Wednesday, August 26, 2009

Bittersweet ABC Wednesday


It is ABC Wednesday once again, and since I have been AWOL for the past two weeks, I hope you'll indulge me in catching up with the letters I've missed.


This week's letter F is for Flying. Yesterday I flew home from Portland, Oregon after spending 8 days with my youngest daughter, helping her move cross country to begin graduate school. If you enlarge the photo you--possibly--can see Mount Hood to the left of the center plane rudder and Mount St. Helen's behind it.



It's an exciting time for my Daughter as she begins a new adventure in her life, but a very bittersweet time for me. I am happy for her, but it will be the first time in 39 years that my husband and I will truly have an Empty nest here at home. It will take some time to adjust . . .


Leaving yesterday was very hard for me, not only saying goodbye to Daughter, but to her Dog, Coconut, who will be living with his mom in Portland from now on. Doesn't he look sad? I promised him I would pay for his plane ticket home to visit us any time.


But it is always good to come back home, especially when you are greeted by lots of Doggie kisses and hugs. Sophie was soooo glad to see me; she will have some adjusting to do, too, no doubt wondering where her best friend Coconut has gone. Maybe she'll have to go with me on my next trip to Portland?

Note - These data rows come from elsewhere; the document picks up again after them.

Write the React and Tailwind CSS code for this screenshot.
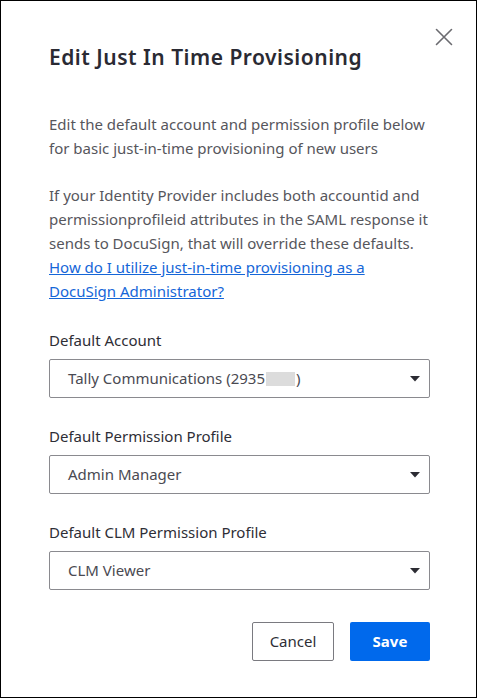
import React from 'react';

const font = { fontFamily: '"Noto Sans", "Liberation Sans", sans-serif' };

const Caret = () => (
  <svg width="10" height="6" viewBox="0 0 10 6" className="shrink-0">
    <path d="M0 0 L10 0 L5 5.5 Z" fill="#2c2c33" />
  </svg>
);

const SelectBox = ({ children }) => (
  <div className="flex h-[39px] w-full items-center justify-between rounded-[2px] border border-[#8a8a8f] pl-[18px] pr-[9px] text-[15px] text-[#4a4a52]">
    <div className="flex items-center">{children}</div>
    <Caret />
  </div>
);

const Field = ({ label, children, className = '' }) => (
  <div className={className}>
    <div className="mb-[9px] text-[15px] leading-[20px] text-[#2e2e36]">{label}</div>
    <SelectBox>{children}</SelectBox>
  </div>
);

export default function App() {
  return (
    <div style={font} className="relative h-[698px] w-[477px] border border-black bg-white pl-[48px] pr-[46px] pt-[42px]">
      {/* close */}
      <button className="absolute right-[23px] top-[27px] p-0">
        <svg width="18" height="18" viewBox="0 0 18 18">
          <path d="M1.5 1.5 L16.5 16.5 M16.5 1.5 L1.5 16.5" stroke="#6b6b70" strokeWidth="1.6" strokeLinecap="round" />
        </svg>
      </button>

      <h1 className="text-[21px] font-semibold leading-[28px] tracking-[0.5px] text-[#2a2a33]">Edit Just In Time Provisioning</h1>

      <p className="mt-[41px] text-[15px] leading-[24px] text-[#56565c]">
        Edit the default account and permission profile below for basic just-in-time provisioning of new users
      </p>

      <p className="mt-[23px] text-[15px] leading-[24px] text-[#56565c]">
        If your Identity Provider includes both accountid and permissionprofileid attributes in the SAML response it sends to DocuSign, that will override these defaults.{' '}
        <a href="#" className="text-[#1566d8] underline">How do I utilize just-in-time provisioning as a DocuSign Administrator?</a>
      </p>

      <Field label="Default Account" className="mt-[27px]">
        <span>Tally Communications (2935</span>
        <span className="mx-[1px] inline-block h-[14px] w-[29px] bg-[#dcdcdc]" />
        <span>)</span>
      </Field>

      <Field label="Default Permission Profile" className="mt-[28px]">
        <span>Admin Manager</span>
      </Field>

      <Field label="Default CLM Permission Profile" className="mt-[28px]">
        <span>CLM Viewer</span>
      </Field>

      <div className="mt-[32px] flex justify-end gap-[16px]">
        <button className="h-[39px] w-[82px] rounded-[2px] border border-[#7a7a80] bg-white text-[15px] text-[#2e2e36]">Cancel</button>
        <button className="h-[39px] w-[80px] rounded-[2px] bg-[#0069ec] text-[15px] font-bold text-white">Save</button>
      </div>
    </div>
  );
}
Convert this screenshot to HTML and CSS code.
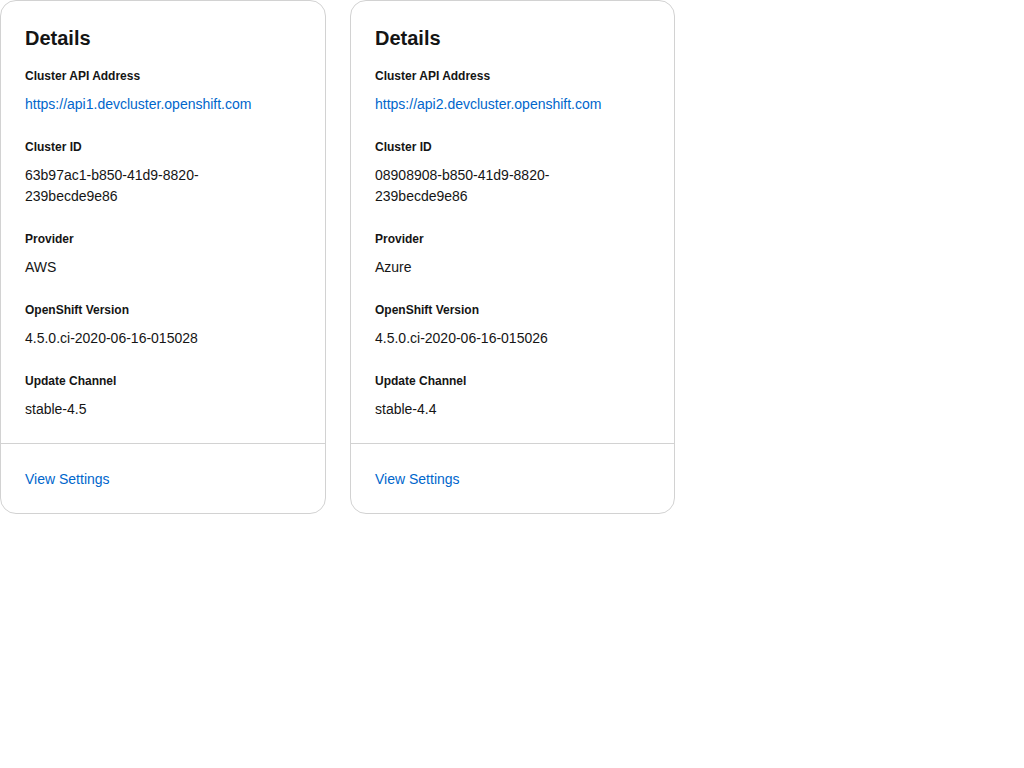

More about my trip in a few days; for now, I am going to totally relax today and catch up on some blog reading. Meanwhile, do check out other posts from around the world at the ABC Wednesday blog, hosted by Mrs. Nesbitt.

31 comments:

  1. That post made me tear up. My own children are 21 and 17 and I know that the empty nest time will be here before I know it. I dread it so.

    Poor little Coconut does look sad. Congratulations to your daughter, I wish her the best in her new scholastic adventures.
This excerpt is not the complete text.